• [What you need to do]
Leave out the pictures and repeat exactly the lines between the one containing "What HTML and" and the one containing "import React from 'react'", inclusive.

• [The input]
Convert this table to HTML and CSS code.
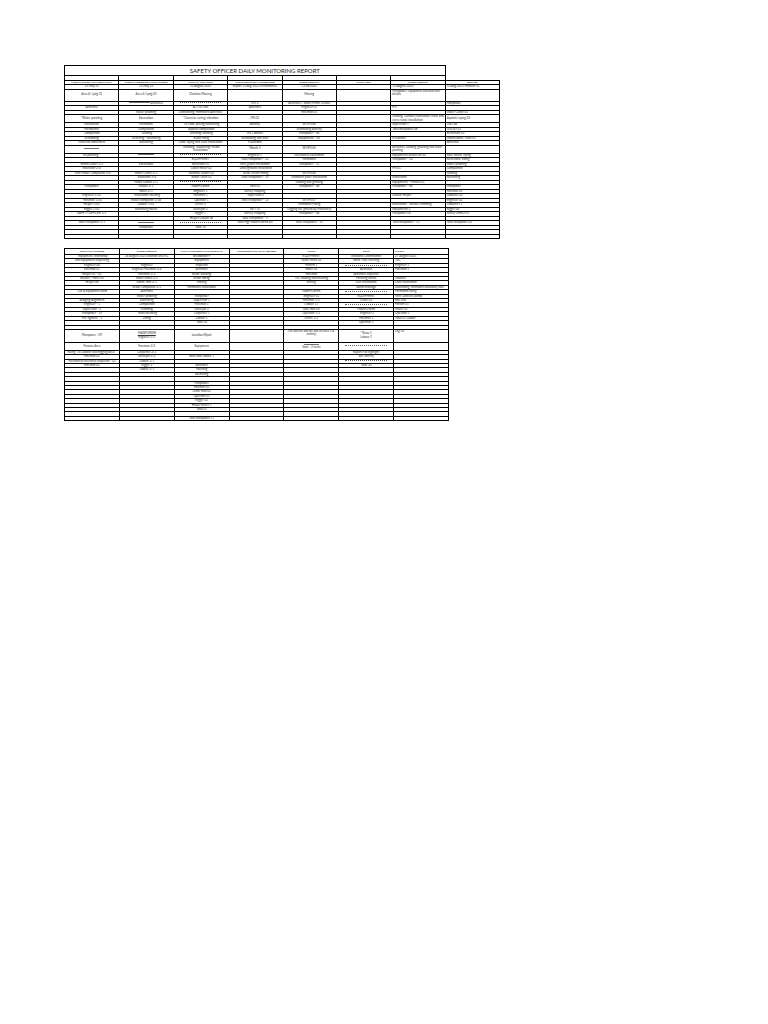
FILE: index.html
```html
<!DOCTYPE html>
<html>
<head>
<meta charset="utf-8">
<title>Safety Officer Daily Monitoring Report</title>
<link rel="stylesheet" href="styles.css">
</head>
<body>
<div class="page">
<table class="sheet t1">
<colgroup><col><col><col><col><col><col><col><col></colgroup>
<tr class="title-row"><td colspan="7" class="title">SAFETY OFFICER DAILY MONITORING REPORT</td><td class="blank"></td></tr>
<tr class="r"><td></td><td></td><td></td><td></td><td></td><td></td><td></td><td class="blank"></td></tr>
<tr class="r hd"><td>PERMIT/WORK AUTHORIZATION</td><td>WORK CARRIED OUT/MONITORED</td><td>ACTIVITY LOCATION</td><td>ACTIVITIES SAFETY SUPERVISED</td><td>WORK PERMITS</td><td>TALKS AREA</td><td>WORK PERMITS</td><td>REMARK</td></tr>
<tr class="r"><td>13 May 23</td><td>13 May 23</td><td>13 August 2023</td><td>Report 13 Aug 2023 Performance</td><td>13.08.2023</td><td></td><td class="l">13 August 2023</td><td class="l">13 Aug 2023 Monitor 01</td></tr>
<tr class="tall12"><td>Area 4/ Lydg 31</td><td>Area 4/ Lydg 03</td><td>IDuction/Moving</td><td></td><td>Moving</td><td></td><td class="l wrap top">Manpower, equipment and activities details</td><td></td></tr>
<tr class="r"><td></td><td><span class="ul"></span> Activities</td><td><span class="dots"></span></td><td>IPS 3</td><td>Activities / Work Permit Details</td><td></td><td></td><td class="l">Manpower</td></tr>
<tr class="r"><td>Activities</td><td></td><td>ACTIVITIES</td><td>Activities</td><td>Engineer 01</td><td></td><td class="l">IPS</td><td></td></tr>
<tr class="r"><td></td><td>Water proofing</td><td>Dismantling, Formwork Activities</td><td></td><td>Foreman 01</td><td></td><td></td><td class="l">Water Cutter 01</td></tr>
<tr class="tall8"><td>"Water proofing</td><td>Excavation</td><td>" Concrete curing/vibration</td><td>IPS 02</td><td></td><td></td><td class="l wrap">Grading, Conduit installation, rebar and curve stone installation</td><td class="l">Asphalt Laying 02</td></tr>
<tr class="r"><td>Excavation</td><td>Formwork</td><td>" Tie cable pulling/backfilling</td><td>Activity</td><td>WI IPS 06</td><td></td><td class="l">Supervisor 1</td><td class="l">Lab Lab</td></tr>
<tr class="r"><td>Formworks</td><td>Compaction</td><td>" Asphalt compaction</td><td></td><td>Scaffolding Activity</td><td></td><td class="l">Total manpower 08</td><td class="l">Leveller 01</td></tr>
<tr class="r"><td>Compaction</td><td>" Grading</td><td>" Grinding/Sanding</td><td>IPS 1 Affairs</td><td>Manpower - 05</td><td></td><td></td><td class="l">Electrician 01</td></tr>
<tr class="r"><td>Scaffolding</td><td>Trenching - Backfilling</td><td>" Rebar fixing</td><td>Scaffolding and Stair</td><td>Equipments - 05</td><td></td><td class="l">IPS Affairs</td><td class="l">Maintenance Truck 01</td></tr>
<tr class="r"><td>Materials movement</td><td>Backfilling</td><td>Cable laying and Duct Installation</td><td>PLANNER</td><td></td><td></td><td></td><td class="l">Activities</td></tr>
<tr class="tall8"><td><span class="ul short"></span></td><td></td><td class="wrap">" Grinding/ Backfilling/ Rebar Installation</td><td>Month 3</td><td>WI IPS 05</td><td></td><td class="l wrap">Activities, sanding, grouting and rebar painting</td><td></td></tr>
<tr class="r"><td>Ex planning -</td><td><span class="ul short"></span></td><td><span class="dots"></span></td><td>Engineer 1</td><td>Mechanical excavation</td><td></td><td class="l">Equipments details for 02</td><td class="l">Base course laying</td></tr>
<tr class="r"><td></td><td></td><td>EQUIPMENT</td><td>Total Manpower - 33</td><td>Formwork</td><td></td><td class="l">Manpower - 10</td><td class="l">Kerb stone fitting</td></tr>
<tr class="r"><td>Wood Cutter 1/2</td><td>Excavation</td><td>Excavator 01</td><td>Wire guard Installation</td><td>Manpower - 11</td><td></td><td></td><td class="l">Water proofing</td></tr>
<tr class="r"><td>Excavator 2/4</td><td></td><td>" Dozer/Roller 02</td><td>" Underground installation</td><td></td><td></td><td class="l">IPS 01</td><td class="l">Compaction</td></tr>
<tr class="r"><td>" Mini Power Compactor 2/4</td><td>Water Cutter 2/1</td><td>" Backhoe Loader 02</td><td>" Kerb/Trench fitting</td><td>WI IPS 06</td><td></td><td></td><td class="l">Grading</td></tr>
<tr class="r"><td></td><td>" Excavator 2/4</td><td>" Water Truck 01</td><td>Total Manpower - 15</td><td>Sandwich panel installation</td><td></td><td class="l">Installation</td><td class="l">Backfilling</td></tr>
<tr class="r"><td></td><td>Power Loader 2/1</td><td><span class="dots"></span></td><td></td><td>Grading and grinding</td><td></td><td class="l">Equipments - Planner 01</td><td></td></tr>
<tr class="r"><td>Manpower</td><td>Grader 2/1</td><td>MANPOWER</td><td>Total 01</td><td>Manpower - 08</td><td></td><td class="l">Manpower - 06</td><td class="l">Manpower</td></tr>
<tr class="r"><td></td><td>Roller 2/1</td><td>Engineer 1</td><td>Survey Mapping</td><td></td><td></td><td></td><td class="l">Foreman 01</td></tr>
<tr class="r"><td>Engineer 1/01</td><td>" Installation Welding</td><td>Foreman 1</td><td>" Supervisor 2</td><td></td><td></td><td class="l">Labour/Helper</td><td class="l">Labourer 02</td></tr>
<tr class="r"><td>" Foreman 1/01</td><td>Water compactor 1/04</td><td>" Operator 1</td><td>Total Manpower - 12</td><td>WI IPS 07</td><td></td><td></td><td class="l">Engineer 01</td></tr>
<tr class="r"><td>Helper 1/01</td><td>Labour 1/01</td><td>Driver 3</td><td></td><td>Formwork Fixing</td><td></td><td class="l">Excavation - Surface trimming</td><td class="l">Labourers 1</td></tr>
<tr class="r"><td>Rigger 1/01</td><td>Backfilling Rocks</td><td>Surveyor 2</td><td>WI TTS</td><td>Digging the ground by Machinery</td><td></td><td class="l">Equipments 3</td><td class="l">Rigger 04</td></tr>
<tr class="r"><td>SAFETY OFFICER 1/1</td><td></td><td>Rigger 1</td><td>Survey Mapping</td><td>Manpower - 06</td><td></td><td class="l">Manpower 03</td><td class="l">Safety Officer 01</td></tr>
<tr class="r"><td></td><td></td><td>" Helper/Labour 06</td><td>Total Manpower - 9</td><td></td><td></td><td></td><td></td></tr>
<tr class="r"><td>Total Manpower 1/1</td><td><span class="ul short"></span></td><td><span class="dots"></span></td><td>Total Mgr MANPOWER 40</td><td>Total Manpower - 21</td><td></td><td class="l">Total manpower - 11</td><td class="l">Total manpower 22</td></tr>
<tr class="r"><td></td><td>Manpower</td><td>Total 10</td><td></td><td></td><td></td><td></td><td></td></tr>
<tr class="r"><td></td><td></td><td></td><td></td><td></td><td></td><td></td><td></td></tr>
<tr class="r"><td></td><td></td><td></td><td></td><td></td><td></td><td></td><td></td></tr>
</table>

<table class="sheet t2">
<colgroup><col><col><col><col><col><col><col></colgroup>
<tr class="r6 hd"><td>TOTAL MANPOWER</td><td>WORK PERMITS</td><td>INITIAL TOOLBOX TALK/MEETING</td><td>HOUSEKEEPING/ DAILY REPORT</td><td>TALKS</td><td>TRA'S</td><td class="l">SAFETY</td></tr>
<tr class="r"><td>" Equipment, Workshop</td><td>24 August 2023 location area 5C</td><td>Breakdown P</td><td></td><td>EQUIPMENT</td><td>Standard/Coordination</td><td class="l">27 August 2023</td></tr>
<tr class="r"><td>and Equipment inspecting</td><td></td><td>Equipment</td><td></td><td>Water truck 02</td><td>Work Time Meeting</td><td class="l">TBC</td></tr>
<tr class="r"><td>Engineer 04</td><td>Engineer</td><td>Inspector</td><td></td><td>Forklift 1</td><td><span class="dots"></span></td><td class="l">Engineer 1</td></tr>
<tr class="r"><td>Foreman 01</td><td>Engineer Foreman 2/4</td><td>Activities</td><td></td><td>Water 01</td><td>Activities</td><td class="l">Foreman 1</td></tr>
<tr class="r"><td>Helper 01 - 01</td><td>Foreman 2/3</td><td>Rebar stacking</td><td></td><td>Foreman</td><td>Activities sequence</td><td></td></tr>
<tr class="r"><td>Welder / Fitter 02</td><td>Water cutter 2/1</td><td>Rebar fitting</td><td></td><td>Tile, floating and finishing</td><td>Finishing works</td><td class="l">Labours</td></tr>
<tr class="r"><td>Helper 08</td><td>Storm Tank 2/1</td><td>Moving</td><td></td><td>drilling</td><td>Den Installation</td><td class="l">Data Installation</td></tr>
<tr class="r"><td></td><td>Rebar Compactor 2/1</td><td>Formwork Installation</td><td></td><td></td><td>Storm drainage</td><td class="l">Scaffolding, formwork/boundary wall</td></tr>
<tr class="r"><td>" Cut &amp; Equipment Boot"</td><td>Activities</td><td></td><td></td><td>MANPOWER</td><td><span class="dots"></span></td><td class="l">Formwork fixing</td></tr>
<tr class="r"><td></td><td>Water proofing</td><td>Manpower</td><td></td><td>Engineer 01</td><td>EQUIPMENT</td><td class="l">Mini Concrete pump</td></tr>
<tr class="r"><td>Bridging Alignment</td><td>Backfilling</td><td>Supervisor 1</td><td></td><td>Foreman 1/1</td><td>Crane 01</td><td class="l">Roll Line</td></tr>
<tr class="r"><td>Engineer - 1</td><td>Compaction</td><td>Foreman 1</td><td></td><td>Labour 11</td><td><span class="dots"></span></td><td class="l">Forklift 01</td></tr>
<tr class="r"><td>Supervisor - 2</td><td>Plumbing</td><td>Surveyor 2</td><td></td><td>Gate man 02</td><td>MANPOWER</td><td class="l">Water 01</td></tr>
<tr class="r"><td>Manpower - 15</td><td>" Rock Breaking</td><td>Carpenter 1</td><td></td><td>Operator 1/2</td><td>" Engineer 2</td><td class="l">Operator 1</td></tr>
<tr class="r"><td>Fire fighters - 1</td><td>Lifting</td><td>Labour 1</td><td></td><td>Driver 1/2</td><td>Foreman 1</td><td class="l">Total 01 Labour</td></tr>
<tr class="r"><td></td><td></td><td>Total 10</td><td></td><td></td><td>Operator 1</td><td></td></tr>
<tr class="r"><td></td><td></td><td></td><td></td><td></td><td></td><td></td></tr>
<tr class="tall13"><td>Manpower - 09</td><td><span class="u">MANPOWER</span><br>Engineer 1/1</td><td>Location/Bjock</td><td></td><td class="top wrap">Lift and tilt and tilt and lift area 5 &amp; activity</td><td>" Raise 1<br>Labour 1</td><td class="l top">Log 10</td></tr>
<tr class="r"><td>Finance Area</td><td>Foreman 2/2</td><td>Equipment</td><td></td><td><span class="ul short"></span><br>Total - 2 items</td><td><span class="dots"></span></td><td></td></tr>
<tr class="r"><td>Rising, Tie Laborer and Rigging Area "</td><td>Carpenter 2/2</td><td></td><td></td><td></td><td>Report risk highlight</td><td></td></tr>
<tr class="r"><td>Foreman 01</td><td>Surveyor 2/2</td><td>Rock tool Loader 1</td><td></td><td></td><td>Site activity</td><td></td></tr>
<tr class="r"><td>Mechanical/Electrical Inspector - 01</td><td>Labour 1/1</td><td></td><td></td><td></td><td><span class="dots"></span></td><td></td></tr>
<tr class="r"><td>Foreman 01</td><td>Rigger 2</td><td>Activities</td><td></td><td></td><td>Total 30</td><td></td></tr>
<tr class="r"><td></td><td>Labour 1/1</td><td>Washing</td><td></td><td></td><td></td><td></td></tr>
<tr class="r"><td></td><td></td><td>Backfilling</td><td></td><td></td><td></td><td></td></tr>
<tr class="r"><td></td><td></td><td></td><td></td><td></td><td></td><td></td></tr>
<tr class="r"><td></td><td></td><td>Manpower</td><td></td><td></td><td></td><td></td></tr>
<tr class="r"><td></td><td></td><td>Foreman 01</td><td></td><td></td><td></td><td></td></tr>
<tr class="r"><td></td><td></td><td>Crane man 01</td><td></td><td></td><td></td><td></td></tr>
<tr class="r"><td></td><td></td><td>Operator 01</td><td></td><td></td><td></td><td></td></tr>
<tr class="r"><td></td><td></td><td>Rigger 01</td><td></td><td></td><td></td><td></td></tr>
<tr class="r"><td></td><td></td><td>Helper driver 1</td><td></td><td></td><td></td><td></td></tr>
<tr class="r"><td></td><td></td><td>Total 07</td><td></td><td></td><td></td><td></td></tr>
<tr class="r"><td></td><td></td><td></td><td></td><td></td><td></td><td></td></tr>
<tr class="r"><td></td><td></td><td>Total manpower 17</td><td></td><td></td><td></td><td></td></tr>
</table>
</div>
</body>
</html>
```
FILE: styles.css
```css
html, body {
  margin: 0;
  padding: 0;
  background: #fff;
}

.page {
  display: flex;
  flex-direction: column;
  align-items: flex-start;
  gap: 9px;
  padding: 65px 0 0 64px;
  font-family: "Lato", "Liberation Sans", sans-serif;
  color: #333;
}

.sheet {
  border-collapse: collapse;
  table-layout: fixed;
}

.t1 { width: 436px; }
.t2 { width: 385px; }

.sheet td {
  border: 1px solid #000;
  padding: 0 1px;
  font-size: 3px;
  line-height: 3.4px;
  text-align: center;
  vertical-align: middle;
  white-space: nowrap;
  overflow: hidden;
}

.sheet td.l { text-align: left; }
.sheet td.top { vertical-align: top; }
.sheet td.wrap { white-space: normal; }

.sheet td.blank {
  border: none;
}

.title-row { height: 10px; }
.sheet td.title {
  font-size: 6px;
  line-height: 8px;
  color: #1a1a1a;
}

.r { height: 4.5px; }
.t2 .r { height: 4.4px; }
.r6 { height: 6px; }
.tall8 { height: 8px; }
.tall12 { height: 12px; }
.tall13 { height: 13px; }

.hd td {
  font-weight: bold;
  color: #2a2a2a;
  font-size: 2.6px;
}

.ul {
  display: inline-block;
  width: 40%;
  border-top: 1px solid #777;
  vertical-align: middle;
}
.ul.short { width: 30%; }

.dots {
  display: inline-block;
  width: 80%;
  border-top: 1px dotted #666;
  vertical-align: middle;
}

.u { text-decoration: underline; }
```
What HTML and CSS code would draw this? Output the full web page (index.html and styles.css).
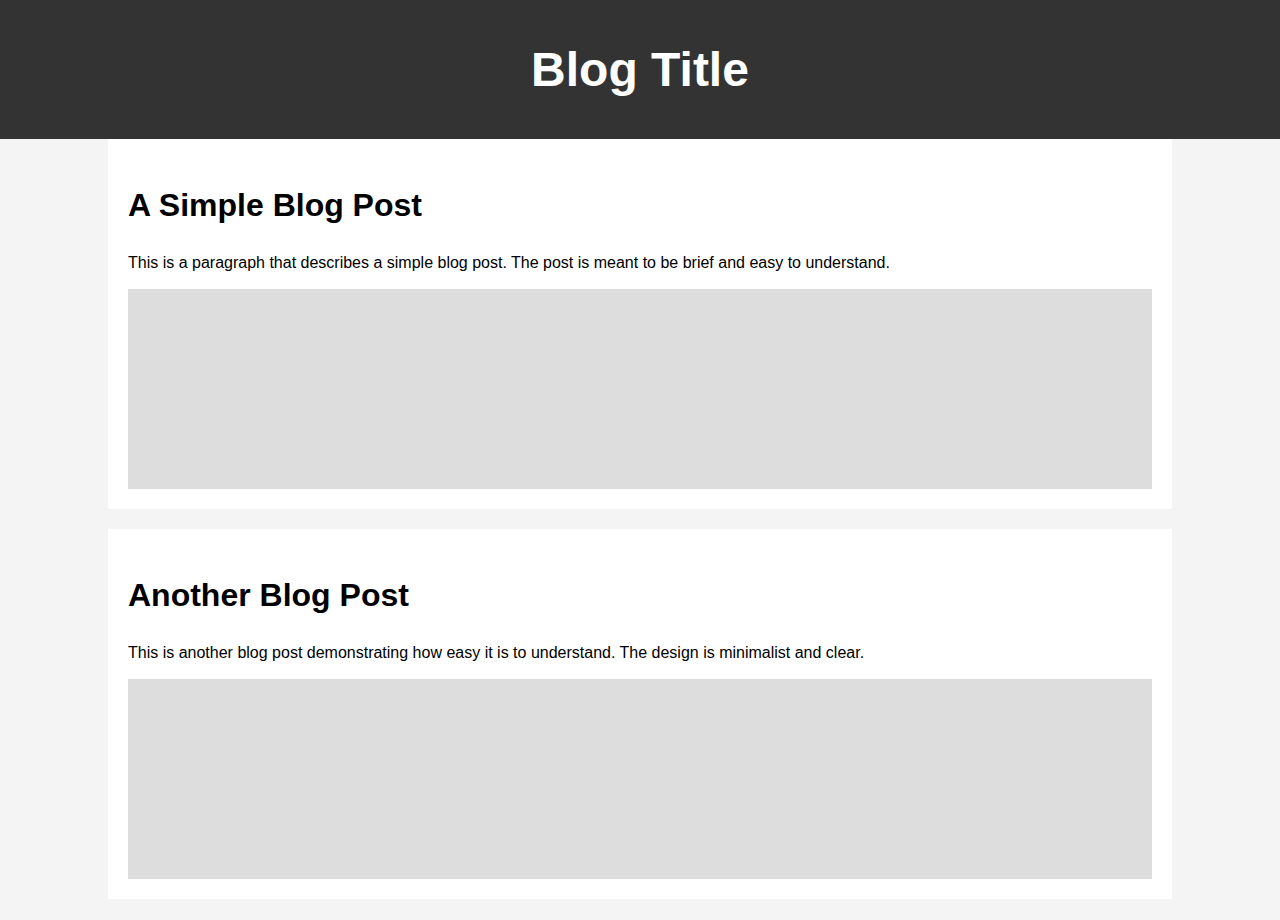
FILE: index.html
```html
<!DOCTYPE html>
<html lang="en">
<head>
<meta charset="utf-8">
<title>Blog</title>
<link rel="stylesheet" href="styles.css">
</head>
<body>
<header class="site-header">
  <h1 class="site-title">Blog Title</h1>
</header>
<main class="posts">
  <article class="post">
    <h2 class="post-title">A Simple Blog Post</h2>
    <p class="post-text">This is a paragraph that describes a simple blog post. The post is meant to be brief and easy to understand.</p>
    <div class="post-image"></div>
  </article>
  <article class="post">
    <h2 class="post-title">Another Blog Post</h2>
    <p class="post-text">This is another blog post demonstrating how easy it is to understand. The design is minimalist and clear.</p>
    <div class="post-image"></div>
  </article>
</main>
</body>
</html>
```
FILE: styles.css
```css
body {
  margin: 0;
  background: #f4f4f4;
  font-family: "Liberation Sans", Arial, sans-serif;
  color: #000;
}

.site-header {
  background: #333;
  color: #fff;
  text-align: center;
  padding: 10px 0;
}

.site-title {
  margin: 32px 0;
  font-size: 48px;
  line-height: normal;
  font-weight: bold;
}

.posts {
  display: flex;
  flex-direction: column;
  gap: 20px;
  max-width: 1064px;
  margin: 0 auto;
}

.post {
  background: #fff;
  padding: 20px;
}

.post-title {
  margin: 28px 0 26px;
  font-size: 32px;
  line-height: normal;
  font-weight: bold;
}

.post-text {
  margin: 0 0 13.6px;
  font-size: 16px;
  line-height: 1.6;
}

.post-image {
  height: 200px;
  background: #ddd;
}
```
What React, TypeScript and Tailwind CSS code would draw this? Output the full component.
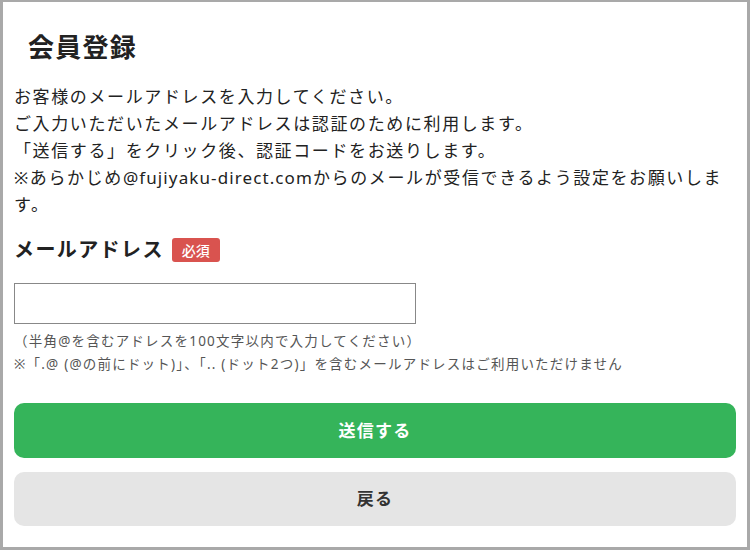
import React from 'react'

const App: React.FC = () => {
    return (
        <div className="w-[750px] h-[550px] overflow-hidden bg-white border-[#a9a9a9] border-t-2 border-l-[3px] border-r-[3px] border-b-[3px] px-[11px] font-['Noto_Sans','Noto_Sans_CJK_JP',sans-serif] tracking-[0.08em] text-[#222]">
            <h1 className="mt-[27px] pl-[14px] text-[26px] font-bold leading-[36px]">会員登録</h1>
            <div className="mt-[18px] text-[17px] leading-[27px] tracking-[0.095em]">
                <p>お客様のメールアドレスを入力してください。</p>
                <p>ご入力いただいたメールアドレスは認証のために利用します。</p>
                <p>「送信する」をクリック後、認証コードをお送りします。</p>
                <p>※あらかじめ<span className="tracking-[0.065em]">@fujiyaku-direct.com</span>からのメールが受信できるよう設定をお願いします。</p>
            </div>
            <div className="mt-[18px] flex items-center gap-2 h-[28px]">
                <span className="text-[20px] font-bold leading-[28px] tracking-[0.07em]">メールアドレス</span>
                <span className="bg-[#d9534f] text-white text-[14px] font-medium rounded-[3px] w-[48px] h-[24px] flex items-center justify-center tracking-normal">必須</span>
            </div>
            <input
                type="email"
                className="mt-[19px] block w-[402px] h-[41px] border border-[#888] px-2 outline-none"
            />
            <div className="mt-[6px] text-[13.5px] leading-[23px] text-[#555] tracking-[0.09em]">
                <p>（半角@を含むアドレスを100文字以内で入力してください）</p>
                <p>※「.@ (@の前にドット)」、「.. (ドット2つ)」を含むメールアドレスはご利用いただけません</p>
            </div>
            <button className="mt-[27px] w-full h-[55px] rounded-[10px] bg-[#35b45a] text-white text-[17px] font-bold">
                送信する
            </button>
            <button className="mt-[14px] w-full h-[54px] rounded-[10px] bg-[#e5e5e5] text-[#333] text-[17px] font-bold">
                戻る
            </button>
        </div>
    )
}

export default App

• [Exercise solution]
What HTML and CSS code would draw this? Output the full web page (index.html and styles.css).
FILE: index.html
```html
<!DOCTYPE html>
<html lang="en">
<head>
<meta charset="utf-8">
<title>Blog</title>
<link rel="stylesheet" href="styles.css">
</head>
<body>
<header class="site-header">
  <h1 class="site-title">Blog Title</h1>
</header>
<main class="posts">
  <article class="post">
    <h2 class="post-title">A Simple Blog Post</h2>
    <p class="post-text">This is a paragraph that describes a simple blog post. The post is meant to be brief and easy to understand.</p>
    <div class="post-image"></div>
  </article>
  <article class="post">
    <h2 class="post-title">Another Blog Post</h2>
    <p class="post-text">This is another blog post demonstrating how easy it is to understand. The design is minimalist and clear.</p>
    <div class="post-image"></div>
  </article>
</main>
</body>
</html>
```
FILE: styles.css
```css
body {
  margin: 0;
  background: #f4f4f4;
  font-family: "Liberation Sans", Arial, sans-serif;
  color: #000;
}

.site-header {
  background: #333;
  color: #fff;
  text-align: center;
  padding: 10px 0;
}

.site-title {
  margin: 32px 0;
  font-size: 48px;
  line-height: normal;
  font-weight: bold;
}

.posts {
  display: flex;
  flex-direction: column;
  gap: 20px;
  max-width: 1064px;
  margin: 0 auto;
}

.post {
  background: #fff;
  padding: 20px;
}

.post-title {
  margin: 28px 0 26px;
  font-size: 32px;
  line-height: normal;
  font-weight: bold;
}

.post-text {
  margin: 0 0 13.6px;
  font-size: 16px;
  line-height: 1.6;
}

.post-image {
  height: 200px;
  background: #ddd;
}
```
What React, TypeScript and Tailwind CSS code would draw this? Output the full component.
import React from 'react'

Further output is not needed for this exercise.